Imagine the indignation. You are the once-feared anchor of a once-great BBC news programme and some mere light entertainment presenter - known primarily for overseeing the opening of boxes - comes on your show and tells you he's going to become your boss.
Jeremy Paxman could be forgiven for thinking he was having some hideous cheese-induced nightmare. Nevertheless, it did happen and his response to Noel Edmonds on Newsnight (March 17th) was, in my opinion, atrocious.
Not once did Paxman acknowledge the veteran broadcaster's wealth of experience running a large production company and other organisations. Instead he turned some of the more superficial aspects of Edmonds' 46-year career into insults.
It isn't the case that Paxman should have been pleasant to Edmonds because he might one day become his boss but because all guests on a news programme offering expert opinion should be treated with respect. Not least so the viewers can understand their perspectives.
Instead Paxman was sneering and sarcastic before even introducing Edmonds, stating: "Heaven's be praised. At last someone has come up with a scheme to save the BBC - an organisation almost everyone says they love in principle but which fewer and fewer of us seem keen to pay for in practice."
Not pausing to offer evidence to support his bold assertion that almost everyone says they love the BBC, Paxman continued: "Noel Edmonds has had talks with a group of investors about buying the thing outright. He's denying rumours that Keith Chegwin [who decades ago appeared with Edmonds in the children's show Multi-Coloured Swap Shop] would become controller of BBC4."
Noel Edmonds then appeared on a screen to fend off hostile comments from a perturbed looking Paxman. Rather than recognise the fact that Edmonds is one of the most successful broadcasters in the history of British television and knows the industry inside out, Paxman spoke to him as though he had been forced to interview Mr Blobby for Children in Need.
One irony of that is both Paxman and Edmonds started out in radio news but Edmonds has had a broader career. Perhaps Paxman's approach stemmed from defensiveness but it came across to me as reinforcing an elitist artificial split between 'high' and 'low' culture. I would argue that Newsnight and Question Time are entertainment programmes as much as they are sources of news.
Noel Edmonds remained calm amid a stream of barbed questions. He explained that the consortium he is part of - Project Reith - was established prior to allegations against Jimmy Savile breaking. Paxman pushed him to reveal the names of other members of the consortium but Edmonds would only say "Like-minded people - people who actually do not want to see Britain lose the BBC."
Paxman then said: "Yeah but who are they? With the greatest of respect, lots of blokes with beards who present afternoon television programmes?" To which Edmonds replied: "I'm obviously not going to talk about the components of this project in that kind of detail.

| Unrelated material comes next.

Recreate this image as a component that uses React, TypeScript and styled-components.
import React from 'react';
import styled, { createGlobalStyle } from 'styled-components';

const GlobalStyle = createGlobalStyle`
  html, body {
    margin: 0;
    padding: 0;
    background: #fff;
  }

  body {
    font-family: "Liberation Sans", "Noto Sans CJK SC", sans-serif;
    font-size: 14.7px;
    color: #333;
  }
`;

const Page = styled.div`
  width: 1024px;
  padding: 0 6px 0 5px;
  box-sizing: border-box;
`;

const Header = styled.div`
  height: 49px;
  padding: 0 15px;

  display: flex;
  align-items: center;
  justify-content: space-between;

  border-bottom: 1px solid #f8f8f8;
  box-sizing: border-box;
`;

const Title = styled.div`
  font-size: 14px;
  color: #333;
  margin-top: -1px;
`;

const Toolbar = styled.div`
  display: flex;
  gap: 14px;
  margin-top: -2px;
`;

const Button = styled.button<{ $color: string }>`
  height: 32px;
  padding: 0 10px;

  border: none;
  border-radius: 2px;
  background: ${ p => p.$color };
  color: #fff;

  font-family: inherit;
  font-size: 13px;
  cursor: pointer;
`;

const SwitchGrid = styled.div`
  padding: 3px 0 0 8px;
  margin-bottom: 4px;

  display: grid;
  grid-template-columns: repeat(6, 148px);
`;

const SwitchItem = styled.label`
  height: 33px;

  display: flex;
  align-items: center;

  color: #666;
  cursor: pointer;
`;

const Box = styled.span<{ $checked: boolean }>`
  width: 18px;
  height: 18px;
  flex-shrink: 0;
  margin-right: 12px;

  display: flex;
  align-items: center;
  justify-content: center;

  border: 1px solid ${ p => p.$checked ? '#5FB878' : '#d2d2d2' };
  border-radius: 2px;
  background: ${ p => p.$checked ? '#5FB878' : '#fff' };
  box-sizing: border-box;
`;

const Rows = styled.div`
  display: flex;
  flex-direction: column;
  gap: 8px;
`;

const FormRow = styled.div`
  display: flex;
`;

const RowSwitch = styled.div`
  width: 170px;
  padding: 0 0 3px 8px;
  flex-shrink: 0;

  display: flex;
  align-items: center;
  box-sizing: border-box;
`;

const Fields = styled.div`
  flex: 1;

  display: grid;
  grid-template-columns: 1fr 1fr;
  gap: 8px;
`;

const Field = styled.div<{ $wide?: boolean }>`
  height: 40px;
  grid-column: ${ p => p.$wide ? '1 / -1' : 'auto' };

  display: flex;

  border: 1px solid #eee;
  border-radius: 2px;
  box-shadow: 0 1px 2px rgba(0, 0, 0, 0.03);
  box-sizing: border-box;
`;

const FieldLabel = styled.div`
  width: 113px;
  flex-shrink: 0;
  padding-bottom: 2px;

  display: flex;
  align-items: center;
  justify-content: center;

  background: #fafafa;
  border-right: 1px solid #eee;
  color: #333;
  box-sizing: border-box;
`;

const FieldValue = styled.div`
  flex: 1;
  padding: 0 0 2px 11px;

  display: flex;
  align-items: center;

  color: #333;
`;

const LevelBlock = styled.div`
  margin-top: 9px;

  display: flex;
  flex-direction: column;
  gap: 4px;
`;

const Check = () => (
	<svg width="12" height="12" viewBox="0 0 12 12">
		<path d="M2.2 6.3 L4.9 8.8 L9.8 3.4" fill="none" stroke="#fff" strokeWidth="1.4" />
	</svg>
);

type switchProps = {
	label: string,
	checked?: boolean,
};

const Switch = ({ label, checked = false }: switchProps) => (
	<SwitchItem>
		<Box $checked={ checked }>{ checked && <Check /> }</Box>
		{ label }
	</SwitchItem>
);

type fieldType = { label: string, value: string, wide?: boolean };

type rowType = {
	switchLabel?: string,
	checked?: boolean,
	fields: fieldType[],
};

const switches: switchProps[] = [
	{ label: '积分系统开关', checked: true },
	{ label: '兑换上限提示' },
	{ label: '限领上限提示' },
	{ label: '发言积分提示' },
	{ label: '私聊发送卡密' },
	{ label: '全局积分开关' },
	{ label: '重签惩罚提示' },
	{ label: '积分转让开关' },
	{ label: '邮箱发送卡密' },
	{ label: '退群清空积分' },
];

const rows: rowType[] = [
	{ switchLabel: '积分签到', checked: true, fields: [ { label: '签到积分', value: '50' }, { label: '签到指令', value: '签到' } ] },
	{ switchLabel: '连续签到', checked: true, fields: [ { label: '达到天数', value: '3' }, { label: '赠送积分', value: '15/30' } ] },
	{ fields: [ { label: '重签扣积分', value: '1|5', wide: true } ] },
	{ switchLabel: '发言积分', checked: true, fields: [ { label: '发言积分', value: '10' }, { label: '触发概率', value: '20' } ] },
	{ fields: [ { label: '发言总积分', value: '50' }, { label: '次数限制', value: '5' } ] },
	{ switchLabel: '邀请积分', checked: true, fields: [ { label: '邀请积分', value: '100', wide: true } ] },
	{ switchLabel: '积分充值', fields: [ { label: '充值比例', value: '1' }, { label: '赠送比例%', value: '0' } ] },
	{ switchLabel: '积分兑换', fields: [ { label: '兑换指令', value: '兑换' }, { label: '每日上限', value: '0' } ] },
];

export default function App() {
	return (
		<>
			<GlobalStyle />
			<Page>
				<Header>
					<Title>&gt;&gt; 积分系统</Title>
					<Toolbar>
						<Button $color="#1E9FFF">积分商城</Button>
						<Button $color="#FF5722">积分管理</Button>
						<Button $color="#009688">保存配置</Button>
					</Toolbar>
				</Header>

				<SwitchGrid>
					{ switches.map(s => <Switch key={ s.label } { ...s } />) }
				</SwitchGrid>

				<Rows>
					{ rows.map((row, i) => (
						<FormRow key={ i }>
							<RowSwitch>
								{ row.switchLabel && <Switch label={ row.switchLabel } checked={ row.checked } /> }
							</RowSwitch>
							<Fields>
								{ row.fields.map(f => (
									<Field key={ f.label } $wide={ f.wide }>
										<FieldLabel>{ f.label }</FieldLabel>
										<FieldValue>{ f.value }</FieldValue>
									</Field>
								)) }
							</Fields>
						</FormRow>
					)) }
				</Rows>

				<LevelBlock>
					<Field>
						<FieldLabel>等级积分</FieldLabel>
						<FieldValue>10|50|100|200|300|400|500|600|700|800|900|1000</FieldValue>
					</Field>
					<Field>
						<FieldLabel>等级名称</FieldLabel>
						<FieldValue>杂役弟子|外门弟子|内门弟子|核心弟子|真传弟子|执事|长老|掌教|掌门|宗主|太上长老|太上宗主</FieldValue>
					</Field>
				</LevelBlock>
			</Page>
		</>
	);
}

There will be the right time to do that but we believe that the BBC is sleepwalking its way to destruction and the BBC will be lost to Britain."

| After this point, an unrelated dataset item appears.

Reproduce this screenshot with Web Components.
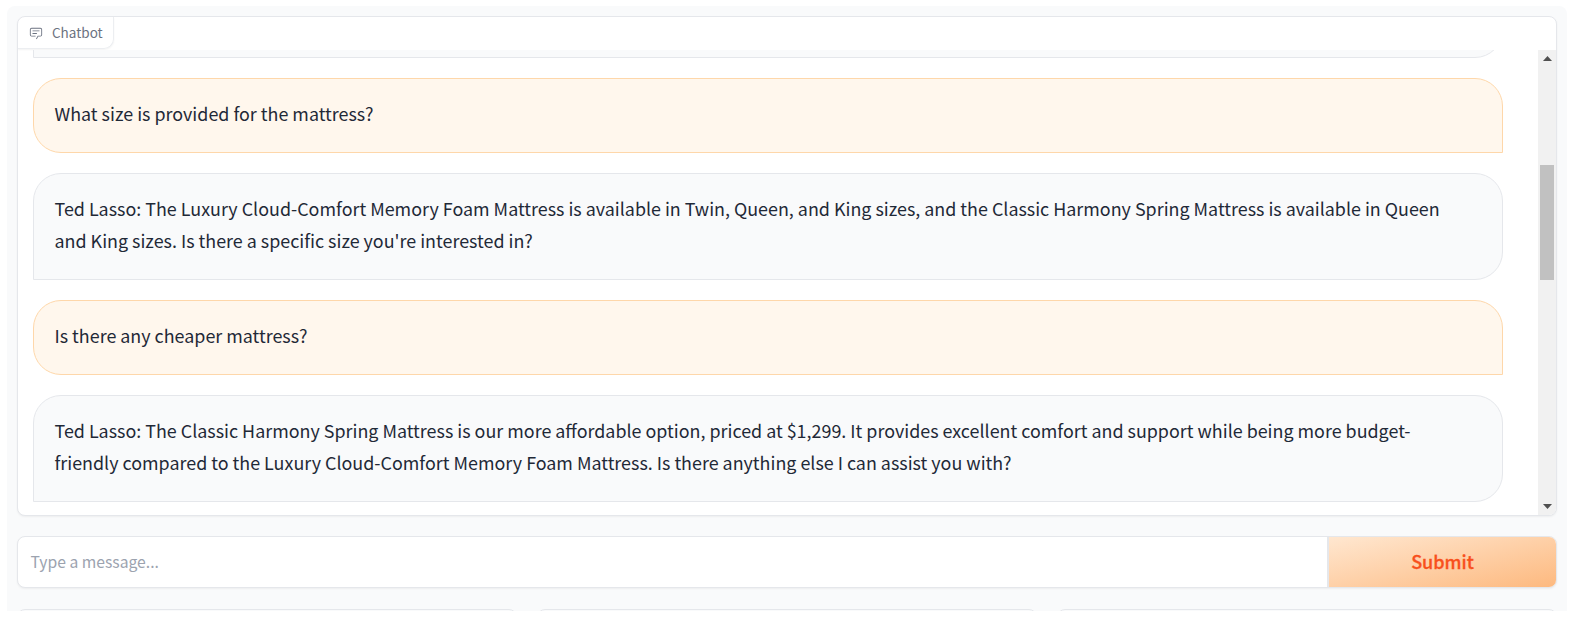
<!DOCTYPE html>
<html lang="en">
<head>
    <meta charset="UTF-8">
    <title>Chatbot</title>
    <style>
        html, body { margin: 0; height: 620px; overflow: hidden; background: #fff; }
        body { font-family: "Noto Sans CJK SC", "Noto Sans", sans-serif; color: #1f2937; }
    </style>
</head>
<body>
    <chat-app>
        <chat-panel>
            <chat-message role="bot" clipped></chat-message>
            <chat-message role="user">What size is provided for the mattress?</chat-message>
            <chat-message role="bot">Ted Lasso: The Luxury Cloud-Comfort Memory Foam Mattress is available in Twin, Queen, and King sizes, and the Classic Harmony Spring Mattress is available in Queen and King sizes. Is there a specific size you're interested in?</chat-message>
            <chat-message role="user">Is there any cheaper mattress?</chat-message>
            <chat-message role="bot">Ted Lasso: The Classic Harmony Spring Mattress is our more affordable option, priced at $1,299. It provides excellent comfort and support while being more budget-friendly compared to the Luxury Cloud-Comfort Memory Foam Mattress. Is there anything else I can assist you with?</chat-message>
        </chat-panel>
        <chat-input></chat-input>
        <card-row></card-row>
    </chat-app>

    <template id="app-template">
        <style>
            :host {
                display: block;
                box-sizing: border-box;
                width: 1560px;
                height: 605px;
                margin: 6px 0 0 7px;
                padding: 10px;
                background: #f9fafb;
                border-radius: 8px 8px 0 0;
                overflow: hidden;
            }
            .stack { display: flex; flex-direction: column; gap: 20px; }
        </style>
        <div class="stack"><slot></slot></div>
    </template>

    <template id="panel-template">
        <style>
            :host {
                display: block;
                box-sizing: border-box;
                height: 500px;
                background: #fff;
                border: 1px solid #e5e7eb;
                border-radius: 8px;
                box-shadow: 0 1px 2px rgba(0,0,0,.05);
                overflow: hidden;
            }
            .tabbar { height: 33px; display: flex; }
            .tab {
                box-sizing: border-box;
                width: 96px;
                height: 32px;
                display: flex;
                align-items: center;
                gap: 9px;
                padding: 0 0 2px 11px;
                font-size: 13.5px;
                line-height: 20px;
                color: #6b7280;
                border-right: 1px solid #eceef1;
                border-bottom: 1px solid #eceef1;
                border-bottom-right-radius: 10px;
                box-shadow: 0 1px 2px rgba(0,0,0,.05);
            }
            .tab svg { width: 14px; height: 14px; flex: none; margin-top: 3px; }
            .body { display: flex; height: 465px; }
            .scroll {
                flex: 1;
                min-width: 0;
                overflow: hidden;
                display: flex;
                flex-direction: column;
                gap: 20px;
                padding: 0 35px 0 15px;
            }
        </style>
        <div class="tabbar">
            <div class="tab">
                <svg viewBox="0 0 32 32" fill="currentColor"><path d="M17.74 30L16 29l4-7h6a2 2 0 0 0 2-2V8a2 2 0 0 0-2-2H6a2 2 0 0 0-2 2v12a2 2 0 0 0 2 2h9v2H6a4 4 0 0 1-4-4V8a4 4 0 0 1 4-4h20a4 4 0 0 1 4 4v12a4 4 0 0 1-4 4h-4.84Z"/><path d="M8 10h16v2H8zm0 6h10v2H8z"/></svg>
                Chatbot
            </div>
        </div>
        <div class="body">
            <div class="scroll"><slot></slot></div>
            <chat-scrollbar></chat-scrollbar>
        </div>
    </template>

    <template id="message-template">
        <style>
            :host {
                display: block;
                box-sizing: border-box;
                flex: none;
                padding: 18px 40px 23px 20.5px;
                font-size: 17.9px;
                line-height: 32px;
                color: #1f2937;
                border: 1px solid;
                border-radius: 28px;
            }
            :host([role="user"]) {
                background: #fff7ed;
                border-color: #fed7aa;
                border-bottom-right-radius: 0;
            }
            :host([role="bot"]) {
                background: #f9fafb;
                border-color: #e5e7eb;
                border-bottom-left-radius: 0;
            }
            :host([clipped]) {
                height: 60px;
                margin-top: -51.6px;
            }
        </style>
        <slot></slot>
    </template>

    <template id="scrollbar-template">
        <style>
            :host {
                display: flex;
                flex-direction: column;
                flex: none;
                width: 18px;
                background: #f1f1f1;
            }
            .arrow { height: 17px; flex: none; display: flex; align-items: center; justify-content: center; }
            .arrow svg { width: 9px; height: 5px; }
            .track { flex: 1; padding: 98px 2px 0; }
            .thumb { height: 115px; background: #c1c1c1; }
        </style>
        <div class="arrow"><svg viewBox="0 0 9 5"><path d="M4.5 0L9 5H0z" fill="#505050"/></svg></div>
        <div class="track"><div class="thumb"></div></div>
        <div class="arrow"><svg viewBox="0 0 9 5"><path d="M0 0h9L4.5 5z" fill="#505050"/></svg></div>
    </template>

    <template id="input-template">
        <style>
            :host {
                display: flex;
                box-sizing: border-box;
                height: 52px;
                border: 1px solid #e5e7eb;
                border-radius: 8px;
                overflow: hidden;
                background: #fff;
                box-shadow: 0 1px 2px rgba(0,0,0,.05);
            }
            .field {
                flex: 1;
                min-width: 0;
                display: flex;
                align-items: center;
                padding: 0 0 2px 12.5px;
                font-size: 15.7px;
                color: #9ca3af;
            }
            button {
                width: 229px;
                flex: none;
                border: 0;
                border-left: 2px solid #e5e7eb;
                padding: 0 0 2px;
                font: 500 18px "Noto Sans CJK SC", "Noto Sans", sans-serif;
                -webkit-text-stroke: .3px #f8501c;
                color: #f8501c;
                background: linear-gradient(to bottom right, #ffe7d0, #fdb97f);
            }
        </style>
        <div class="field">Type a message...</div>
        <button>Submit</button>
    </template>

    <template id="cards-template">
        <style>
            :host { display: grid; grid-template-columns: repeat(3, 1fr); gap: 20px; margin-top: 1px; }
            div {
                height: 40px;
                background: #f9fafb;
                border: 1px solid #e5e7eb;
                border-radius: 8px;
                box-sizing: border-box;
            }
        </style>
        <div></div><div></div><div></div>
    </template>

    <script>
        // every element clones its own template into an open shadow root
        function register(name, templateId) {
            customElements.define(name, class extends HTMLElement {
                constructor() {
                    super()
                    const content = document.querySelector(templateId).content
                    this.attachShadow({mode: 'open'}).appendChild(content.cloneNode(true))
                }
            })
        }

        register('chat-app', '#app-template')
        register('chat-panel', '#panel-template')
        register('chat-message', '#message-template')
        register('chat-scrollbar', '#scrollbar-template')
        register('chat-input', '#input-template')
        register('card-row', '#cards-template')
    </script>
</body>
</html>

At that point many journalists would have asked about the nature of the threat and what can be done to to avoid destruction. Instead Paxman said: "What is Mr Blobby the man to save it?" For readers who are unfamiliar with Mr Blobby, he was an inarticulate yellow-spotted pink figure who appeared on Edmonds' popular Saturday evening show Noel's House Party.

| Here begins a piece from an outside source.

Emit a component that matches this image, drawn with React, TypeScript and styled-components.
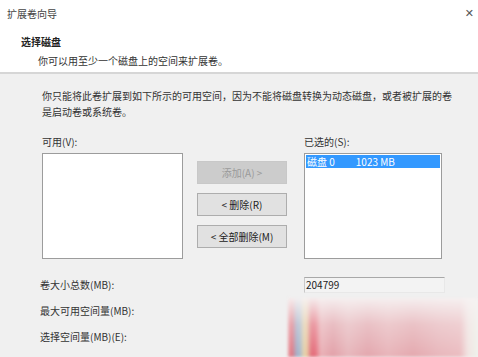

Shaking off the insult and appearing more Dragon's Den expert giving a damning evaluation than Mr Blobby, Edmonds then said: "This is a really serious situation where the BBC - because of its triple problems of the way in which it's been funded, historic baggage and the way in which it is used as a political football - its very future is in doubt."
The BBC has been beset with problems for many years. Competition from a myriad of channels and online content are among the most significant of these. A shadow cast over the corporation in the wake of the Savile abuse scandal persists and Newsnight itself has been widely criticised for spiking a report about Savile's abuse of children.
It may turn out that Noel Edmonds and his consortium are not the right people to save the BBC. Nevertheless, it doesn't look good when a flagship BBC news programme mocks someone for showing an interest in transforming the broadcaster for the better. Whether Paxman likes it or not, the BBC has to change. His sneering, complacent response to Noel Edmonds merely underlined that.